The Slinky is a classic toy in the U.S. and an interesting tool for physics investigations. It was not originally created, however, with either of these purposes in mind. The inventor of the Slinky was a retired Navy engineer named Richard James, who worked in the Philadelphia Naval Shipyard. He initially thought the bouncy springs would be useful on ships for supporting sensitive instruments and keeping them stable during storms at sea. But after the Navy showed no interest in his springs, his wife, Betty, had a better idea—she thought up a catchy name and Slinky the toy was born in 1945.
So how does the Slinky "walk" down a flight of stairs? To do this, the Slinky slowly flips end over end. If you watch closely, you'll see it stretches to reach the next step down, reforms itself, then stretches again to reach the next step, and so on. This process is possible because of gravity and the Slinky's own momentum. In this way a Slinky can walk down other surfaces, too, such as an inclined plane, which is a type of sloping surface that you will use in this activity.
• A sheet of plywood. Try to find one that's about two feet long by one foot wide, at least.
• Stack of books
• Metal Slinky (full size, not a Slinky, Jr.)
• A piece of paper and a pen or pencil
• A helper
• Other sizes and types of Slinkies (optional)
• To make your adjustable inclined plane, rest one of the narrow ends of your piece of plywood on a stack of books and the opposite end on the floor.
• Make sure that you have enough books of varying thicknesses to create a 25-degree angle with the inclined plane. This is the largest angle you will be testing. Using a protractor, measure the angle formed where the base of the plane meets the floor.
• Adjust the inclined plane so that it is at a 15-degree angle.
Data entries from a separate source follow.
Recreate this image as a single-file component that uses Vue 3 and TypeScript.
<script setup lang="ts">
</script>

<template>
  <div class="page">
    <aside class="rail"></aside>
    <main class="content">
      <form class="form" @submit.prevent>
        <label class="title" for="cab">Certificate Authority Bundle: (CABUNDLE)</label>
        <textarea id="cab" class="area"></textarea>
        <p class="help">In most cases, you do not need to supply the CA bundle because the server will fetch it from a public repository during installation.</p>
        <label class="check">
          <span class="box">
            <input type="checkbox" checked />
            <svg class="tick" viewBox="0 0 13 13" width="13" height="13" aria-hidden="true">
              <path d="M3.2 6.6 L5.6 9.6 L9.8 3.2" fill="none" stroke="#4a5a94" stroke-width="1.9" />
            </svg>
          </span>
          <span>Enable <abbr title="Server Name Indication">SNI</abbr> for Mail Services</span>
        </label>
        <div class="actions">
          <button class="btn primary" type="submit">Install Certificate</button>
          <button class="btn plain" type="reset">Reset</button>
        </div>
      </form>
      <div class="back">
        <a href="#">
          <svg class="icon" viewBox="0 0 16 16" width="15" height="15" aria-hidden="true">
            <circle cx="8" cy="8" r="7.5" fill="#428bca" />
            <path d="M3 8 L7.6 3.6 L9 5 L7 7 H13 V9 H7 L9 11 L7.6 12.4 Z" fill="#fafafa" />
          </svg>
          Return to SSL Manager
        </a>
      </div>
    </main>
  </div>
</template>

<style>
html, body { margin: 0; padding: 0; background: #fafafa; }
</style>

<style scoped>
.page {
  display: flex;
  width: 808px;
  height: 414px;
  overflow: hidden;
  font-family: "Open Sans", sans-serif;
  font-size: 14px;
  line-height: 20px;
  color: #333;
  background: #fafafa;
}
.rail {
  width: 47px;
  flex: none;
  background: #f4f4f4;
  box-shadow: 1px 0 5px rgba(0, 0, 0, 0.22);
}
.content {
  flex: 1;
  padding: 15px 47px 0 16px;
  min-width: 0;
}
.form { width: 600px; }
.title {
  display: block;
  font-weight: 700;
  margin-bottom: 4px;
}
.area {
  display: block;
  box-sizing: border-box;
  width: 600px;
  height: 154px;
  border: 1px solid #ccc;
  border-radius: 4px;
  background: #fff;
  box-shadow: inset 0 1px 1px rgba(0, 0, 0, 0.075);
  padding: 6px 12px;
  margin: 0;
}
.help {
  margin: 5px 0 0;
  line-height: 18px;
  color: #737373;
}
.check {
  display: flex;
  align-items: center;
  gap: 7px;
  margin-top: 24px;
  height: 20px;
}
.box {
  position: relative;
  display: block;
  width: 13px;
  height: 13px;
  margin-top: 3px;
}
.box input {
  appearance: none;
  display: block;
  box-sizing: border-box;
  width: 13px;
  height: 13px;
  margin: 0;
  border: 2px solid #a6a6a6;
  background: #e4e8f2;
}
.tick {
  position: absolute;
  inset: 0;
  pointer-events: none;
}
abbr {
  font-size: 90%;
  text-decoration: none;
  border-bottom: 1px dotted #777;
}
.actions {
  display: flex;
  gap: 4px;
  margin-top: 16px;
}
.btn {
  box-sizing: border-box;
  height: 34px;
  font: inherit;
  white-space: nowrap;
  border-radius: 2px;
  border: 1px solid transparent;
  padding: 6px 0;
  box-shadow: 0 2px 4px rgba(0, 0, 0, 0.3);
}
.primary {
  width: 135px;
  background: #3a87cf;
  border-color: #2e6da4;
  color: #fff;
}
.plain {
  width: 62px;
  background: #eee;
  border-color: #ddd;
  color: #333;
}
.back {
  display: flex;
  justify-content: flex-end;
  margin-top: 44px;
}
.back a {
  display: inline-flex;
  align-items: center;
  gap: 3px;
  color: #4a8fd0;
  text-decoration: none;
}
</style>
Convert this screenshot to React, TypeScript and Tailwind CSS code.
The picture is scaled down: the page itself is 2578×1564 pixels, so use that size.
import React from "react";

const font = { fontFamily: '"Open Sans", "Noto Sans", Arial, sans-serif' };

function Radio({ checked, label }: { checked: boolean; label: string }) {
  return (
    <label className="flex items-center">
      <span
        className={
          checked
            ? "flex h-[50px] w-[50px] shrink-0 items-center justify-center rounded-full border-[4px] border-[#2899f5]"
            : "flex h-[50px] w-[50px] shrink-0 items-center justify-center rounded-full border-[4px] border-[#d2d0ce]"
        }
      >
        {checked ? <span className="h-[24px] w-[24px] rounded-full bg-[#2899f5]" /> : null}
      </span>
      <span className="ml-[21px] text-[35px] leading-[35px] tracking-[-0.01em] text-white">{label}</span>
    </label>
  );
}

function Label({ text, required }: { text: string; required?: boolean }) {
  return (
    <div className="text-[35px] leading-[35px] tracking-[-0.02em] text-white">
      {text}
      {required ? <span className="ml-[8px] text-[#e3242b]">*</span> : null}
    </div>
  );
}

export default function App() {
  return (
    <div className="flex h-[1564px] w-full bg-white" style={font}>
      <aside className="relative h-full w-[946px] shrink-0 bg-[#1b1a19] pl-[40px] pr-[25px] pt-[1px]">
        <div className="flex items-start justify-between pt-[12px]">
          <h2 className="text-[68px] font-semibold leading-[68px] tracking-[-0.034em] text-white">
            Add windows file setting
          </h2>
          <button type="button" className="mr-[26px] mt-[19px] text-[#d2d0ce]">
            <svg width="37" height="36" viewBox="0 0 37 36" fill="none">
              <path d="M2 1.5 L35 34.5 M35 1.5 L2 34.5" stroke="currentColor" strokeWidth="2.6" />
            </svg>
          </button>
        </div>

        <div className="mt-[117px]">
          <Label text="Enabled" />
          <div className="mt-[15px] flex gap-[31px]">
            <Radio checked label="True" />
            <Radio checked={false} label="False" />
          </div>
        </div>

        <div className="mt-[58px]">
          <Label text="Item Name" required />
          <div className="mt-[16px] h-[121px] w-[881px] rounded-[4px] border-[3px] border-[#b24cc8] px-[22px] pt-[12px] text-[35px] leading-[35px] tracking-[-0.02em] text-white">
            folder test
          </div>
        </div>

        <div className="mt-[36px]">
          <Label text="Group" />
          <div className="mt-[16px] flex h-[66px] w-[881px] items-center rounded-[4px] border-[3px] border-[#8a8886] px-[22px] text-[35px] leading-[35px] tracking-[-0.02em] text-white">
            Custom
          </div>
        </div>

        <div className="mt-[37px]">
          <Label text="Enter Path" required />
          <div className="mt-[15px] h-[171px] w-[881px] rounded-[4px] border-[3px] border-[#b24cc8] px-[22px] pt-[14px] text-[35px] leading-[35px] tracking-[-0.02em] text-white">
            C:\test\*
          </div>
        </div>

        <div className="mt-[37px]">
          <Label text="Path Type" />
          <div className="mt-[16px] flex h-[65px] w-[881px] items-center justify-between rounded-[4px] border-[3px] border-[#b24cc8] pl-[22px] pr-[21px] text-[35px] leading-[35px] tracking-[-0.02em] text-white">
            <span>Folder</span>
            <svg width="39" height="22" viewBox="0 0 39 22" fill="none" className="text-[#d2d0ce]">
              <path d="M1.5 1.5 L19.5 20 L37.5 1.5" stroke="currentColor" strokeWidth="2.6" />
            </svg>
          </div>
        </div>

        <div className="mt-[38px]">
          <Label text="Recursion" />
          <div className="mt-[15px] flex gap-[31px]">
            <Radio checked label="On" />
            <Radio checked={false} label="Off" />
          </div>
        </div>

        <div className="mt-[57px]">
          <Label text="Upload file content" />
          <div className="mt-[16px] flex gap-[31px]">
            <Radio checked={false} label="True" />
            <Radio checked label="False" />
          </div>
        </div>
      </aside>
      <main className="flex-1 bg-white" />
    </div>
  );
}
Use the protractor to confirm the angle formed where the base of the plane meets the floor.
• Have a helper get ready with a stopwatch.
• At the top of the inclined plane hold the Slinky so that it is bent over, making an upside-down U. Let the lower part of the Slinky just barely touch the plane. (This may mean that you are holding around half to two thirds of the Slinky's coils on the upper part of the plane.) Why do you think you should hold the Slinky this way?
• Release the Slinky and have your helper time how long it takes the Slinky to reach the bottom of the plane. Also count how many flips the Slinky does during this time. Tip: Make sure the Slinky doesn't tumble down the plane but actually flips end over end; do not count any of the "walks" in which the Slinky tumbled.
• How long did the Slinky take to reach the bottom at this angle, and how many flips did it make? Write down your results.
• Repeat this at least four more times, each time releasing the Slinky from the same spot at the top of the inclined plane, timing it and counting its flips. How long did it take in these other trials, and how many flips did it make? Write down your results.
• Adjust the inclined plane so that it is at a 20-degree angle. Use the protractor to confirm this.
• Repeat the experiment five times at the 20-degree angle, each time releasing the Slinky from the same spot, timing it and counting its flips. At a 20-degree angle, how long did it take the Slinky to go down the plane, and how many flips did it make? Write down your results for each of the five walks.
• Adjust the inclined plane so that it is at a 25-degree angle, using the protractor.
• Repeat the experiment five times at the 25-degree angle, each time releasing the Slinky from the same spot, timing it and counting its flips. At a 25-degree angle, how long did it take the Slinky to go down the plane, and how many flips did it make? Write down your results for each of the five tries.
• At which angle did the Slinky make the greatest number of flips on its walk? At which angle did the Slinky take the fastest walk?
• Extra: In this activity you investigated how a Slinky walks down inclined planes at 15-, 20- or 25-degree angles, but you can change your inclined plane to create a much smaller or greater slope than these and investigate how well the Slinky walks at the more extreme angles. What are the smallest and largest angles that the inclined plane can be for a Slinky to still be able to "walk" down it?
• Extra: A small Slinky, like a Slinky, Jr., might walk down an inclined plane differently than a larger version. Similarly, a plastic Slinky might travel differently than a metal one of the same size. Pick the angle that worked best in this activity and separately try two different types of Slinkies, either different sizes made of the same material or the same size but made out of different materials. How do the different Slinkies walk down the plane? Does one make more flips or travel faster than the other at the same angle? Why do you think this is?
• Extra: There are many ways to use a Slinky to explore different scientific concepts. One activity to try is to put the two ends on the floor and jump. Can you use the Slinky as a wave detector this way? Alternatively, try wiggling the Slinky back and forth. What can you learn about compression waves by doing this? You can even bang on the Slinky to generate sound. Can you make different pitches? Slinkies have also been used as giant antennas. Can you think of a way to explore using a Slinky as an antenna? What other scientific Slinky uses or investigations can you think of doing?